==== PROVIDED DATA ====

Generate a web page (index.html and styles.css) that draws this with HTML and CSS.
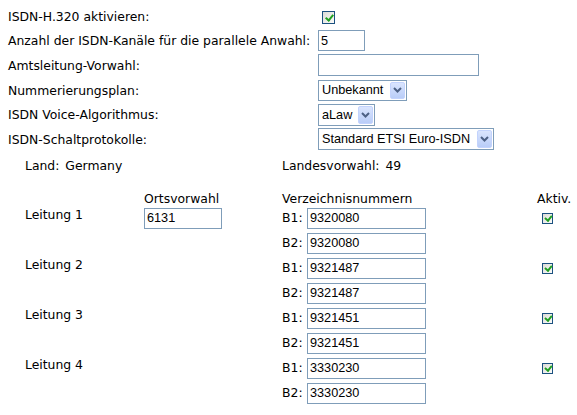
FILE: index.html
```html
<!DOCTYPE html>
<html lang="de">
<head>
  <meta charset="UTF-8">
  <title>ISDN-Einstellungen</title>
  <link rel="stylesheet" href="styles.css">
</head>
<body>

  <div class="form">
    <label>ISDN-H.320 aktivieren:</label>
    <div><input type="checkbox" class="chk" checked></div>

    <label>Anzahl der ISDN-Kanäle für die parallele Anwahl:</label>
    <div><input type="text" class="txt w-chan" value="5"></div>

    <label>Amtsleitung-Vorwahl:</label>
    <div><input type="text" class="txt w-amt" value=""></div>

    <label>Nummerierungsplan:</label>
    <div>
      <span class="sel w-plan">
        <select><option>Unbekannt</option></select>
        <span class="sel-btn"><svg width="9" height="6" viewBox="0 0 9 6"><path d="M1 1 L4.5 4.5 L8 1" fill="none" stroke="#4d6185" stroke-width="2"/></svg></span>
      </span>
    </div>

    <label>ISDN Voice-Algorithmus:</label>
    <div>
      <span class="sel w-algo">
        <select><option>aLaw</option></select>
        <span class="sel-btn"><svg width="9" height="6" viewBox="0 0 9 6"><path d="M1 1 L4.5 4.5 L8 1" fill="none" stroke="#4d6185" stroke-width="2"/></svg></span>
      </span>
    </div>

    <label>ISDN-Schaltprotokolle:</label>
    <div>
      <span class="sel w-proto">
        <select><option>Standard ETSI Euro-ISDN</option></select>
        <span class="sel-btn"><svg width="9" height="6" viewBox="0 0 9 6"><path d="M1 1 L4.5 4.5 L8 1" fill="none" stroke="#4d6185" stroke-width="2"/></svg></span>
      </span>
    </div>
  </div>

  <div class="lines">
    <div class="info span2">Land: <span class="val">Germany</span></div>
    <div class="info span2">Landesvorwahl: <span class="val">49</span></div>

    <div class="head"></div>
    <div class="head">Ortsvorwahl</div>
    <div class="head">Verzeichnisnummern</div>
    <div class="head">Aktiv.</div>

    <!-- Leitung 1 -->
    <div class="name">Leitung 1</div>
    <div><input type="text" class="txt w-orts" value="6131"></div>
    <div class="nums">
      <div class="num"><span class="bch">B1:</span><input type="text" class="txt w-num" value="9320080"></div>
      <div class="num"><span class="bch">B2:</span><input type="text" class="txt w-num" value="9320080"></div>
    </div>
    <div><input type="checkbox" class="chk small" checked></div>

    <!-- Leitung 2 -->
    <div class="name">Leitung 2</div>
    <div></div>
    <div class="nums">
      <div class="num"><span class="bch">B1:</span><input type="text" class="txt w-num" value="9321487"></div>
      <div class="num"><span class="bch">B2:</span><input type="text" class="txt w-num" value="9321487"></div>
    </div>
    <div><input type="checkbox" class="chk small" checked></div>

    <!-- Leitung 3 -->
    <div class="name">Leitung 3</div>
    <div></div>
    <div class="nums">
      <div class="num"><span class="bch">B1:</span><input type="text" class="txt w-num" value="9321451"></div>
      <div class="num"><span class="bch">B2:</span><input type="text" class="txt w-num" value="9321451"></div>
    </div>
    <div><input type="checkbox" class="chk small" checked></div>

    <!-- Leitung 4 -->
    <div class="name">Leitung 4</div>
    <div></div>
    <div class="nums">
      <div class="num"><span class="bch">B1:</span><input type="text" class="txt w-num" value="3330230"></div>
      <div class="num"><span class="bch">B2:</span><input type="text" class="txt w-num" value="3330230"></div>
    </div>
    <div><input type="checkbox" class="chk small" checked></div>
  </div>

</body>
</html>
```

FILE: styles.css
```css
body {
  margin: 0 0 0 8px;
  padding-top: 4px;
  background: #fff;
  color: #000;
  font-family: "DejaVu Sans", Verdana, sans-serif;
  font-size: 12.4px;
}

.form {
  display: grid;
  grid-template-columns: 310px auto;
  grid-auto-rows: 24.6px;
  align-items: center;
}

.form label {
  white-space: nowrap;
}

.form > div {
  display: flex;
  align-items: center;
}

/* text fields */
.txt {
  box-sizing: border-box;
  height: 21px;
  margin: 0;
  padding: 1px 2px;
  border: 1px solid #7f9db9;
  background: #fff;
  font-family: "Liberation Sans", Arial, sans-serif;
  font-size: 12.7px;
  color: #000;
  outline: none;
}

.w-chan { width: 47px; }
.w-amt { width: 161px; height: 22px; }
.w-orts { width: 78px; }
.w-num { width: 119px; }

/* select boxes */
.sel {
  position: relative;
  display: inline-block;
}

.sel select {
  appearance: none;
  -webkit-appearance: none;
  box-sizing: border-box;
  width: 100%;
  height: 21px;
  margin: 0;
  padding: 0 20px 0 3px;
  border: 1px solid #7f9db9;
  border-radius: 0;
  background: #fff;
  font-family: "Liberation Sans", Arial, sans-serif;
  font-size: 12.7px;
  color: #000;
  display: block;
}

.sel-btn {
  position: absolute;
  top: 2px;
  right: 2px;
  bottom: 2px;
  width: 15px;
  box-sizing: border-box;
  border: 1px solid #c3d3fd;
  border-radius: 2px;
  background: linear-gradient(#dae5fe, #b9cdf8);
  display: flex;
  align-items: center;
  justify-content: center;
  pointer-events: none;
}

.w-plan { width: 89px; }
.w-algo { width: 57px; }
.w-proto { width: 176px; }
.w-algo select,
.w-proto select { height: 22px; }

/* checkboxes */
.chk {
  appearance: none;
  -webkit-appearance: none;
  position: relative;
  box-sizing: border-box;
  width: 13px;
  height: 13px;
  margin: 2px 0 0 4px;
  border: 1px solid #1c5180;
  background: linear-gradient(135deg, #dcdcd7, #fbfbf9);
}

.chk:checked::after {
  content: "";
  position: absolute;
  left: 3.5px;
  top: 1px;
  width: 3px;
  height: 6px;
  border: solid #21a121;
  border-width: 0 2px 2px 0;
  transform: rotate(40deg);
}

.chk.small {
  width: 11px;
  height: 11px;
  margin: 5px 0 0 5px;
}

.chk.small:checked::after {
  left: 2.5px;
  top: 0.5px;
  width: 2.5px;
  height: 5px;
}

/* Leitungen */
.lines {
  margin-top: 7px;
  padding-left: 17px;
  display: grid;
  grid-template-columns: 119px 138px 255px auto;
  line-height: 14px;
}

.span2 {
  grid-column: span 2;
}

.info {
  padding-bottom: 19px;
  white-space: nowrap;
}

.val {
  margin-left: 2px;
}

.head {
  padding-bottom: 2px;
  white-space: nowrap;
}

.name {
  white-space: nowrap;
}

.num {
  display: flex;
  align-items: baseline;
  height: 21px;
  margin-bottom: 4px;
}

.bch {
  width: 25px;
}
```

====
==== PROVIDED DATA ====

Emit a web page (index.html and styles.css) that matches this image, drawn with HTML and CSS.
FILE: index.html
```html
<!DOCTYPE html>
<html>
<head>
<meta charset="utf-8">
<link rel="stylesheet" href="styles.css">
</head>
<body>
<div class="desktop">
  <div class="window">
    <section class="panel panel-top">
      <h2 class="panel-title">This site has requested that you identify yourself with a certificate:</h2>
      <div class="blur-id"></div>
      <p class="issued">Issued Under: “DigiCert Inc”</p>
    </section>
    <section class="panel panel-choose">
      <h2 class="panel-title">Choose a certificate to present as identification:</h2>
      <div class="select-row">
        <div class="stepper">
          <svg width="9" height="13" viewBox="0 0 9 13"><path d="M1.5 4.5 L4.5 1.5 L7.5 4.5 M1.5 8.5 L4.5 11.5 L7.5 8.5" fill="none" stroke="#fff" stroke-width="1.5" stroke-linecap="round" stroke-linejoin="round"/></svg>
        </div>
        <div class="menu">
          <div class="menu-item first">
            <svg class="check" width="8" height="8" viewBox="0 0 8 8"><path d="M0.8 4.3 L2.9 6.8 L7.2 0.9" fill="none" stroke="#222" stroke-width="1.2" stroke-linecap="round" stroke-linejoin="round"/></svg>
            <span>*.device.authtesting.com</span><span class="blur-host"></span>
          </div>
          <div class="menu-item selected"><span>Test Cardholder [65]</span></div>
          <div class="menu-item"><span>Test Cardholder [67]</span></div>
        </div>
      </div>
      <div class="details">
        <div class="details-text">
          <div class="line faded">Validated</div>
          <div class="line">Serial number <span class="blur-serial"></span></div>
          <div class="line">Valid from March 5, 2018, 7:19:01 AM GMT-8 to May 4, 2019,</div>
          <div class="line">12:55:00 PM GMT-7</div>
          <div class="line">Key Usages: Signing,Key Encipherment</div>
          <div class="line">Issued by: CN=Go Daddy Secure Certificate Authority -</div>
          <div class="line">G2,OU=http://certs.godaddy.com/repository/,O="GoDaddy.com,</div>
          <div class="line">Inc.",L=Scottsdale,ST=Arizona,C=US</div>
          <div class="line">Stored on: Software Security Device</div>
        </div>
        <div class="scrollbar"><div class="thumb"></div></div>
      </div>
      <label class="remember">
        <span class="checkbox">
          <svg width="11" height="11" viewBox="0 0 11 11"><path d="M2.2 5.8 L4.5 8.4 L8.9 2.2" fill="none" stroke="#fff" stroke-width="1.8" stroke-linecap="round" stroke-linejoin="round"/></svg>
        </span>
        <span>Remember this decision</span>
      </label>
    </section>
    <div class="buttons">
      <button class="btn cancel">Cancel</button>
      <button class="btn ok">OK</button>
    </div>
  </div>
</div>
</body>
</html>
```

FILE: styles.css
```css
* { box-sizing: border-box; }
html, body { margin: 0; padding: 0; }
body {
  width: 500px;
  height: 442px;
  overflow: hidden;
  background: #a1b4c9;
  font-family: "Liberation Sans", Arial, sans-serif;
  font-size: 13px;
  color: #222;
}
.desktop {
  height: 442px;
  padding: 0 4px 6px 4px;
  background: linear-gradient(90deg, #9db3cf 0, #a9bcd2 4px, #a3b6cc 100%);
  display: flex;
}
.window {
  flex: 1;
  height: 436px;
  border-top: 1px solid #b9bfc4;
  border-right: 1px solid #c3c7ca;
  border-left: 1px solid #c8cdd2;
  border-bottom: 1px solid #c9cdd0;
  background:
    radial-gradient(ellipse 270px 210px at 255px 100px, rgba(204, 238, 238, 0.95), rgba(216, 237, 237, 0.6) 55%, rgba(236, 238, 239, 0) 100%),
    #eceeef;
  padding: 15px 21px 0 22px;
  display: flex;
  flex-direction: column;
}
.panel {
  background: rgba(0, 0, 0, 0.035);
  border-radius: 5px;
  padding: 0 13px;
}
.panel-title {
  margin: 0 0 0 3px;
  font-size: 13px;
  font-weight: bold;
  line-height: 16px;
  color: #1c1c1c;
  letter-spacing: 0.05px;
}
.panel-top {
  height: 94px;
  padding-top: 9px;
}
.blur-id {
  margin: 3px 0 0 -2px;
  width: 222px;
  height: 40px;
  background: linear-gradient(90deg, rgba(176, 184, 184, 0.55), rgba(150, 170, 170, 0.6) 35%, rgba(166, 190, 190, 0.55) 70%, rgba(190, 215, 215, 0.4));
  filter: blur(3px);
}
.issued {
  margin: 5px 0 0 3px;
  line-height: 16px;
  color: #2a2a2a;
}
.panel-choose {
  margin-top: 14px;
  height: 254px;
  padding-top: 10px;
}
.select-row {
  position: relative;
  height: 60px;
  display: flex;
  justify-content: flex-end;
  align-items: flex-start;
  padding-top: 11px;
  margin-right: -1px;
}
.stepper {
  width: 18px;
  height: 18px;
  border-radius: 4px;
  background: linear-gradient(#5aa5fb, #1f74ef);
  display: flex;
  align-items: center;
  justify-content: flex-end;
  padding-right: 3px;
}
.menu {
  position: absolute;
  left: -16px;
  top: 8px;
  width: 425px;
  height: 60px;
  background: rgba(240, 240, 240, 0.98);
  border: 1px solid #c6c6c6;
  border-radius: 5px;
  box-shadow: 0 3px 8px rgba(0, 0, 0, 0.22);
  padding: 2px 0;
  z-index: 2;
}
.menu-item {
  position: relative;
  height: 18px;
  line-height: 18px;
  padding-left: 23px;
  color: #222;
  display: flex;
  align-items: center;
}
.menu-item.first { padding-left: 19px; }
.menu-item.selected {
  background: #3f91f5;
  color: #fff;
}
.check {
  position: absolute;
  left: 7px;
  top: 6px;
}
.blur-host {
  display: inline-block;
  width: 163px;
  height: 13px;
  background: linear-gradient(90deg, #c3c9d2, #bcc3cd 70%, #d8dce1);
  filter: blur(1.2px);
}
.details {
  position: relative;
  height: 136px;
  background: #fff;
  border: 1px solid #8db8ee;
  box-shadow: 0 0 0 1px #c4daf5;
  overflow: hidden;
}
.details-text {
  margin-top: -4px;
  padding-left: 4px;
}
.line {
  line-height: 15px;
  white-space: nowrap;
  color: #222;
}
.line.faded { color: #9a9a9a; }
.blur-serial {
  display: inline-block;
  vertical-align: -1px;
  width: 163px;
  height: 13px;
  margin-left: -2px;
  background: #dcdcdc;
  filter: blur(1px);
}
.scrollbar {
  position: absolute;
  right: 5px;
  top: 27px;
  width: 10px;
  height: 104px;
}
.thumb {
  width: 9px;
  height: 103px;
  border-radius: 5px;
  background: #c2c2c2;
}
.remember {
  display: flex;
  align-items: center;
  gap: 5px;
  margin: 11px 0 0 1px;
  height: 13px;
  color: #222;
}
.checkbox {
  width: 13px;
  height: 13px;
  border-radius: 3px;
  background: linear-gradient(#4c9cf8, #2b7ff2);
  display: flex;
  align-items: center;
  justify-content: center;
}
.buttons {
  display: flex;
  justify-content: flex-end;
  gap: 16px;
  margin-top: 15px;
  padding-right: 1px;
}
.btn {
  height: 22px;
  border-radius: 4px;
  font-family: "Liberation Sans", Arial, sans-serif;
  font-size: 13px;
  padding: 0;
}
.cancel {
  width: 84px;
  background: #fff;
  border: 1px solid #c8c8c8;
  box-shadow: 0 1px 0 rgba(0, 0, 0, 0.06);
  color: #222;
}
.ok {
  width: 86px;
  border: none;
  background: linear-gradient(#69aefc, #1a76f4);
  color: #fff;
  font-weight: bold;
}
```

====

THE REQUEST -> Where a line contains the string "index", extract that line.

RESULT OF THE EXERCISE ->
Generate a web page (index.html and styles.css) that draws this with HTML and CSS.
FILE: index.html
Emit a web page (index.html and styles.css) that matches this image, drawn with HTML and CSS.
FILE: index.html
  z-index: 2;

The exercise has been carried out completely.